About a year ago, I happened upon this statement about the Monitor in the Harvard Business Review – under the charming heading of “do things that don’t interest you”:

“Many things that end up” being meaningful, writes social scientist Joseph Grenny, “have come from conference workshops, articles, or online videos that began as a chore and ended with an insight. My work in Kenya, for example, was heavily influenced by a Christian Science Monitor article I had forced myself to read 10 years earlier. Sometimes, we call things ‘boring’ simply because they lie outside the box we are currently in.”

If you were to come up with a punchline to a joke about the Monitor, that would probably be it. We’re seen as being global, fair, insightful, and perhaps a bit too earnest. We’re the bran muffin of journalism.

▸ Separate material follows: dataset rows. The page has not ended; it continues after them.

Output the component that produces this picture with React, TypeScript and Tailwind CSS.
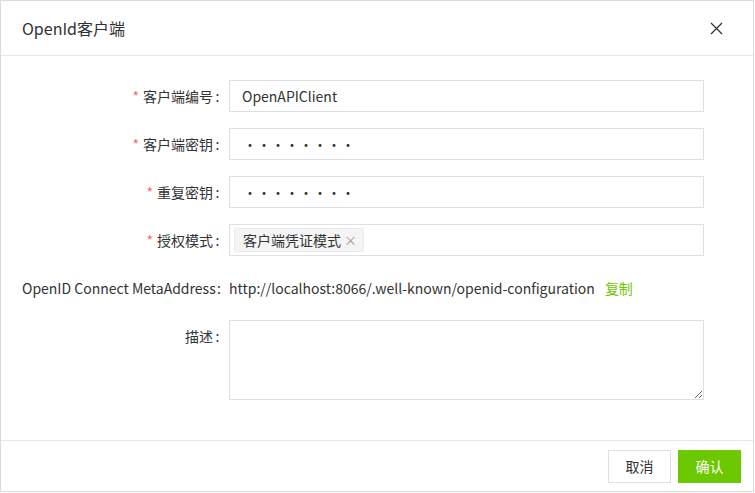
import React from "react";

const font = { fontFamily: '"Noto Sans CJK SC", "Noto Sans", sans-serif' };

function Label({ text, required }: { text: string; required?: boolean }) {
  return (
    <div className="flex w-[207px] shrink-0 justify-end pr-[7px] text-[14px] text-[#333] whitespace-nowrap leading-[32px]">
      {required && <span className="mr-[4px] text-[#f56c6c]">*</span>}
      <span>{text}</span>
      <span className="w-[9px] text-center">:</span>
    </div>
  );
}

function TextInput({ value }: { value: string }) {
  return (
    <div className="flex h-[32px] w-[475px] items-center border border-[#dcdfe6] bg-white pl-[12px] text-[14px] text-[#333]">
      {value}
    </div>
  );
}

function PasswordInput() {
  return (
    <div className="flex h-[32px] w-[475px] items-center border border-[#dcdfe6] bg-white pl-[13px] text-[14px] text-[#333]">
      <span>••••••••</span>
    </div>
  );
}

export default function App() {
  return (
    <div style={font} className="h-[492px] w-[754px] border border-[#dcdcdc] bg-white flex flex-col">
      <div className="flex h-[55px] items-center justify-between border-b border-[#e8e8e8] pl-[21px] pr-[30px]">
        <div className="text-[16px] text-[#303133]">OpenId客户端</div>
        <svg width="13" height="13" viewBox="0 0 13 13" className="text-[#333]">
          <path d="M1 1 L12 12 M12 1 L1 12" stroke="currentColor" strokeWidth="1.3" fill="none" />
        </svg>
      </div>
      <div className="flex flex-1 flex-col gap-[16px] pl-[21px] pt-[24px]">
        <div className="flex">
          <Label text="客户端编号" required />
          <TextInput value="OpenAPIClient" />
        </div>
        <div className="flex">
          <Label text="客户端密钥" required />
          <PasswordInput />
        </div>
        <div className="flex">
          <Label text="重复密钥" required />
          <PasswordInput />
        </div>
        <div className="flex">
          <Label text="授权模式" required />
          <div className="flex h-[32px] w-[475px] items-center border border-[#dcdfe6] bg-white pl-[4px]">
            <div className="flex h-[24px] items-center rounded-[2px] border border-[#ececec] bg-[#f4f4f5] pl-[8px] pr-[6px] text-[14px] text-[#333]">
              客户端凭证模式
              <span className="ml-[3px] text-[13px] text-[#999]">×</span>
            </div>
          </div>
        </div>
        <div className="flex items-center">
          <Label text="OpenID Connect MetaAddress" />
          <div className="text-[14px] text-[#333] leading-[32px]">
            http://localhost:8066/.well-known/openid-configuration
          </div>
          <div className="ml-[10px] text-[14px] text-[#6cc800] leading-[32px]">复制</div>
        </div>
        <div className="flex">
          <Label text="描述" />
          <textarea
            readOnly
            style={font}
            className="h-[80px] w-[475px] border border-[#dcdfe6] bg-white p-[8px] text-[14px] outline-none"
          />
        </div>
      </div>
      <div className="flex h-[51px] justify-end gap-[7px] border-t border-[#e8e8e8] pr-[12px] pt-[9px]">
        <button className="h-[33px] w-[63px] border border-[#dcdfe6] bg-white text-[14px] text-[#333]">取消</button>
        <button className="h-[33px] w-[63px] bg-[#6cc800] text-[14px] text-white">确认</button>
      </div>
    </div>
  );
}
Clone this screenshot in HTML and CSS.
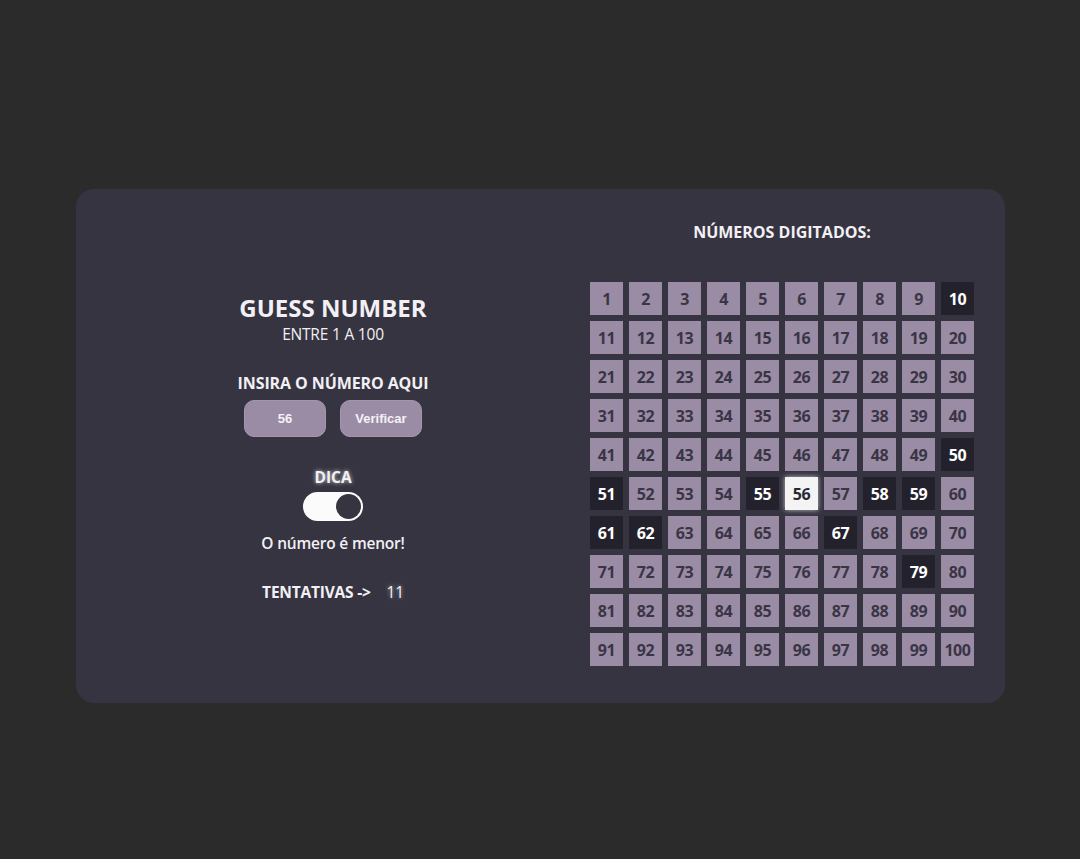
FILE: index.html
```html
<!DOCTYPE html>
<html lang="pt-BR">
<head>
<meta charset="utf-8">
<title>Guess Number</title>
<link rel="stylesheet" href="styles.css">
</head>
<body>
<main class="card">
  <section class="left">
    <h1 class="title">GUESS NUMBER</h1>
    <p class="subtitle">ENTRE 1 A 100</p>
    <h2 class="label">INSIRA O NÚMERO AQUI</h2>
    <div class="controls">
      <div class="input">56</div>
      <button class="btn">Verificar</button>
    </div>
    <h3 class="hint-label">DICA</h3>
    <div class="toggle"><span class="knob"></span></div>
    <p class="hint">O número é menor!</p>
    <p class="tries">TENTATIVAS -&gt; <span class="count">11</span></p>
  </section>
  <section class="right">
    <h2 class="grid-title">NÚMEROS DIGITADOS:</h2>
    <div class="grid" id="grid"></div>
  </section>
</main>
<script src="script.js"></script>
</body>
</html>
```
FILE: script.js
```js
(function () {
  var used = [10, 50, 51, 55, 58, 59, 61, 62, 67, 79];
  var grid = document.getElementById('grid');
  for (var i = 1; i <= 100; i++) {
    var d = document.createElement('div');
    d.className = 'cell';
    if (used.indexOf(i) !== -1) d.className += ' used';
    if (i === 56) d.className += ' current';
    d.textContent = i;
    grid.appendChild(d);
  }
})();
```
FILE: styles.css
```css
* { box-sizing: border-box; }
html, body { margin: 0; padding: 0; }
body {
  background: #2b2b2b;
  width: 1080px;
  height: 859px;
  font-family: "Open Sans", "Noto Sans", sans-serif;
  color: #f2f0f5;
  padding-top: 189px;
}
.card {
  margin-left: 76px;
  width: 929px;
  height: 514px;
  background: #363440;
  border-radius: 18px;
  display: flex;
  padding: 0 31px;
  gap: 31px;
}
.left {
  flex: 1;
  display: flex;
  flex-direction: column;
  align-items: center;
  justify-content: center;
  padding-top: 4px;
}
.title {
  margin: 0;
  font-size: 24px;
  font-weight: 700;
  line-height: 30px;
  letter-spacing: 0;
}
.subtitle {
  margin: 0;
  font-size: 15.5px;
  line-height: 22px;
  letter-spacing: -0.2px;
}
.label {
  margin: 27px 0 0;
  font-size: 16px;
  font-weight: 700;
  line-height: 22px;
  letter-spacing: -0.1px;
}
.controls {
  display: flex;
  gap: 14px;
  margin-top: 6px;
}
.input, .btn {
  width: 82px;
  height: 37px;
  border-radius: 10px;
  background: #9a8ca5;
  border: 1px solid #a497ad;
  color: #f4f2f6;
  font-family: "Liberation Sans", Arial, sans-serif;
  font-weight: 700;
  font-size: 13px;
  display: flex;
  align-items: center;
  justify-content: center;
  padding: 0;
}
.hint-label {
  margin: 29px 0 0;
  font-size: 15.5px;
  font-weight: 700;
  line-height: 22px;
  text-shadow: 0 0 4px rgba(255,255,255,0.75);
}
.toggle {
  width: 60px;
  height: 29px;
  background: #fbfbfb;
  border-radius: 15px;
  display: flex;
  align-items: center;
  justify-content: flex-end;
  padding: 0 2px;
  margin-top: 4px;
}
.knob {
  width: 25px;
  height: 25px;
  border-radius: 50%;
  background: #363440;
}
.hint {
  margin: 11px 0 0;
  font-size: 15.5px;
  font-weight: 600;
  line-height: 22px;
  letter-spacing: -0.2px;
}
.tries {
  margin: 27px 0 0;
  font-size: 15.5px;
  font-weight: 700;
  line-height: 22px;
  letter-spacing: -0.2px;
}
.count {
  font-weight: 400;
  margin-left: 12px;
  text-shadow: 0 0 4px rgba(255,255,255,0.6);
}
.right {
  width: 384px;
  display: flex;
  flex-direction: column;
  align-items: center;
}
.grid-title {
  margin: 32px 0 0;
  font-size: 16px;
  font-weight: 700;
  line-height: 22px;
  letter-spacing: 0;
}
.grid {
  margin-top: 39px;
  display: grid;
  grid-template-columns: repeat(10, 33px);
  grid-auto-rows: 33px;
  gap: 6px;
}
.cell {
  background: #9a8ca5;
  color: #3a3545;
  font-weight: 700;
  font-size: 16px;
  display: flex;
  align-items: center;
  justify-content: center;
  letter-spacing: -0.4px;
}
.cell.used {
  background: #23212c;
  color: #ffffff;
}
.cell.current {
  background: #f4f4f4;
  color: #2a2733;
  box-shadow: 0 0 5px rgba(255,255,255,0.7);
}
```
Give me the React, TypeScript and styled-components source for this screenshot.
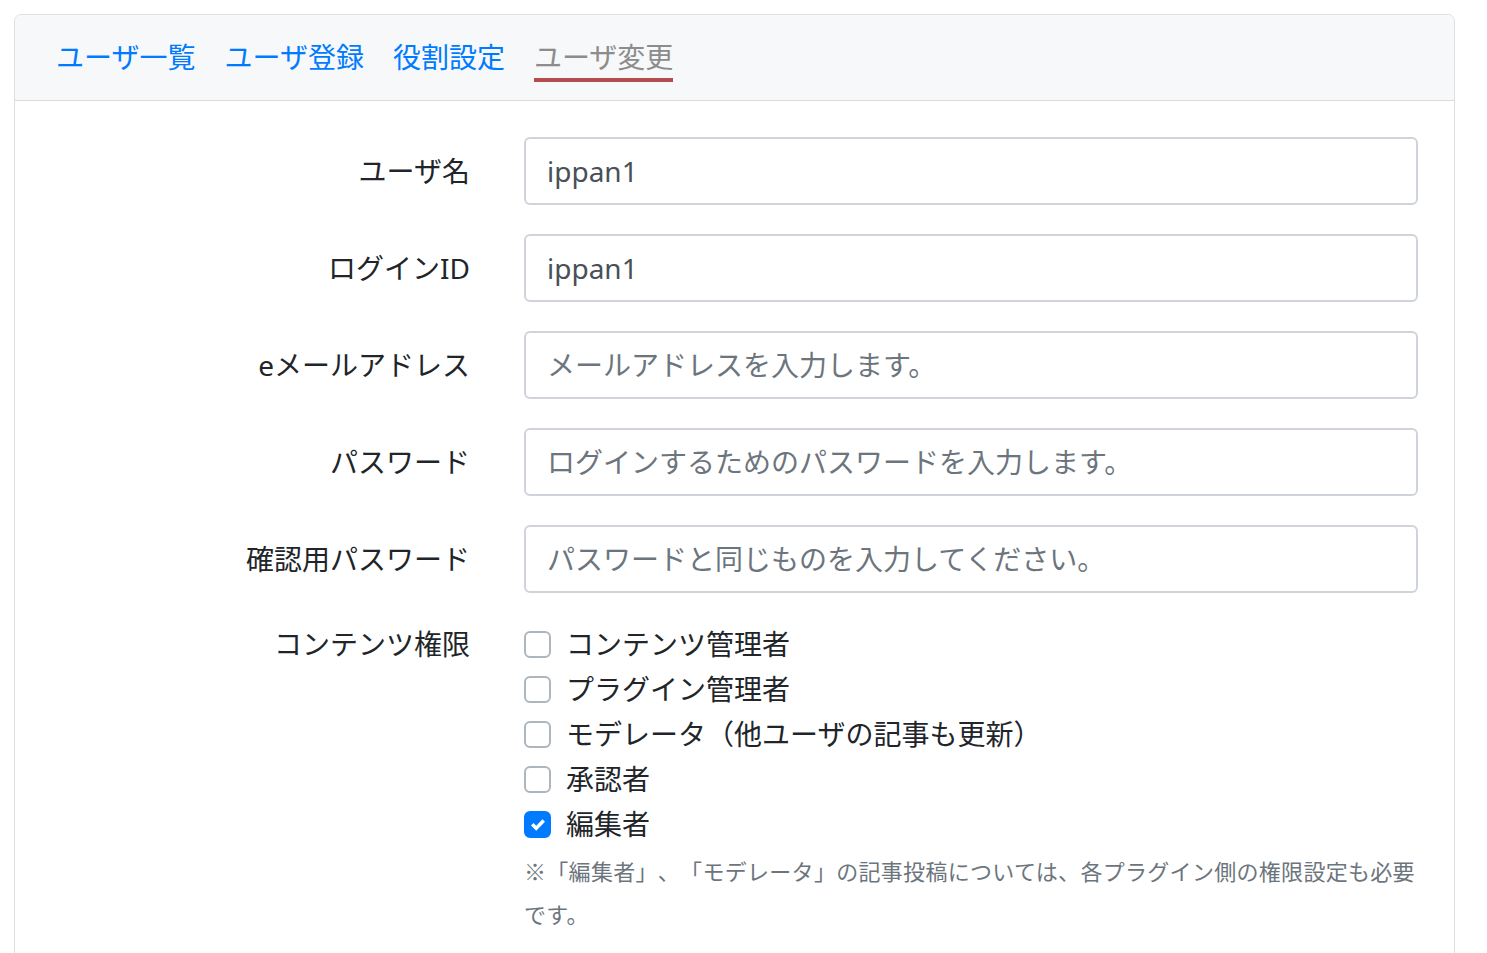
import React from 'react';
import styled, { createGlobalStyle } from 'styled-components';

const GlobalStyle = createGlobalStyle`
  html, body {
    margin: 0;
    padding: 0;
    background: #fff;
  }
  body {
    font-family: "Noto Sans", "Noto Sans CJK JP", sans-serif;
    color: #212529;
  }
`;

interface IRole {
  label: string;
  checked: boolean;
}

const tabs = [
  { title: 'ユーザ一覧', active: false },
  { title: 'ユーザ登録', active: false },
  { title: '役割設定', active: false },
  { title: 'ユーザ変更', active: true },
];

const fields = [
  { label: 'ユーザ名', value: 'ippan1', placeholder: '' },
  { label: 'ログインID', value: 'ippan1', placeholder: '' },
  { label: 'eメールアドレス', value: '', placeholder: 'メールアドレスを入力します。' },
  { label: 'パスワード', value: '', placeholder: 'ログインするためのパスワードを入力します。' },
  { label: '確認用パスワード', value: '', placeholder: 'パスワードと同じものを入力してください。' },
];

const roles: IRole[] = [
  { label: 'コンテンツ管理者', checked: false },
  { label: 'プラグイン管理者', checked: false },
  { label: 'モデレータ（他ユーザの記事も更新）', checked: false },
  { label: '承認者', checked: false },
  { label: '編集者', checked: true },
];

const Page = styled.div`
  padding: 14px 32px 0 14px;
  height: 953px;
  box-sizing: border-box;
  overflow: hidden;
`;

const Card = styled.div`
  border: 1px solid #dfdfdf;
  border-radius: 7px;
  background: #fff;
  min-height: 1000px;
`;

const CardHeader = styled.div`
  display: flex;
  gap: 29px;
  padding: 21px 42px 18px 41px;
  background: #f7f8f9;
  border-bottom: 1px solid #dcdcdc;
  border-radius: 7px 7px 0 0;
`;

const Tab = styled.a<{ active: boolean }>`
  display: block;
  font-size: 28px;
  line-height: 42px;
  color: ${props => (props.active ? '#8c8c8c' : '#007bff')};
  border-bottom: 4px solid ${props => (props.active ? '#b44c4c' : 'transparent')};
  text-decoration: none;
  cursor: pointer;
`;

const CardBody = styled.div`
  padding: 36px;
  display: flex;
  flex-direction: column;
  gap: 29px;
`;

const FormRow = styled.div`
  display: grid;
  grid-template-columns: 419px 1fr;
  column-gap: 54px;
  align-items: center;
`;

const GroupRow = styled(FormRow)`
  align-items: start;
`;

const Label = styled.label`
  text-align: right;
  font-size: 28px;
  line-height: 45px;
  color: #212529;
  white-space: nowrap;
`;

const Input = styled.input`
  box-sizing: border-box;
  width: 100%;
  height: 68px;
  padding: 0 21px;
  border: 2px solid #ced4da;
  border-radius: 6px;
  font-family: "Noto Sans", "Noto Sans CJK JP", sans-serif;
  font-size: 28px;
  color: #495057;
  background: #fff;
  outline: none;

  &::placeholder {
    color: #6c757d;
    opacity: 1;
  }
`;

const CheckList = styled.div`
  display: flex;
  flex-direction: column;
`;

const CheckItem = styled.label`
  display: flex;
  align-items: center;
  gap: 15px;
  font-size: 28px;
  line-height: 45px;
  color: #212529;
  cursor: pointer;
`;

const Box = styled.span<{ checked: boolean }>`
  box-sizing: border-box;
  flex: none;
  width: 27px;
  height: 27px;
  border-radius: 6px;
  border: 2px solid ${props => (props.checked ? '#007bff' : '#adb5bd')};
  background: ${props => (props.checked ? '#007bff' : '#fff')};
  display: flex;
  align-items: center;
  justify-content: center;
`;

const Note = styled.p`
  margin: 2px 0 0;
  font-family: "Noto Sans CJK JP", sans-serif;
  font-size: 22px;
  letter-spacing: 0.3px;
  line-height: 43px;
  color: #6c757d;
  text-spacing-trim: space-all;
`;

const Check = () => (
  <svg width="14" height="14" viewBox="0 0 8 8">
    <path fill="#fff" d="M6.564.75l-3.59 3.612-1.538-1.55L0 4.26 2.974 7.25 8 2.193z" />
  </svg>
);

const App = () => {
  return (
    <Page>
      <GlobalStyle />
      <Card>
        <CardHeader>
          {tabs.map(tab => (
            <Tab key={tab.title} active={tab.active}>
              {tab.title}
            </Tab>
          ))}
        </CardHeader>
        <CardBody>
          {fields.map(field => (
            <FormRow key={field.label}>
              <Label>{field.label}</Label>
              <Input defaultValue={field.value} placeholder={field.placeholder} />
            </FormRow>
          ))}
          <GroupRow>
            <Label>コンテンツ権限</Label>
            <div>
              <CheckList>
                {roles.map(role => (
                  <CheckItem key={role.label}>
                    <Box checked={role.checked}>{role.checked && <Check />}</Box>
                    {role.label}
                  </CheckItem>
                ))}
              </CheckList>
              <Note>※「編集者」、「モデレータ」の記事投稿については、各プラグイン側の権限設定も必要です。</Note>
            </div>
          </GroupRow>
        </CardBody>
      </Card>
    </Page>
  );
};

export default App;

But you know what? We change lives. And I’m going to argue that we change lives precisely because we force open that too-small box that most human beings think they live in.

The Monitor is a peculiar little publication that’s hard for the world to figure out. We’re run by a church, but we’re not only for church members and we’re not about converting people. We’re known as being fair even as the world becomes as polarized as at any time since the newspaper’s founding in 1908.

We have a mission beyond circulation, we want to bridge divides. We’re about kicking down the door of thought everywhere and saying, “You are bigger and more capable than you realize. And we can prove it.”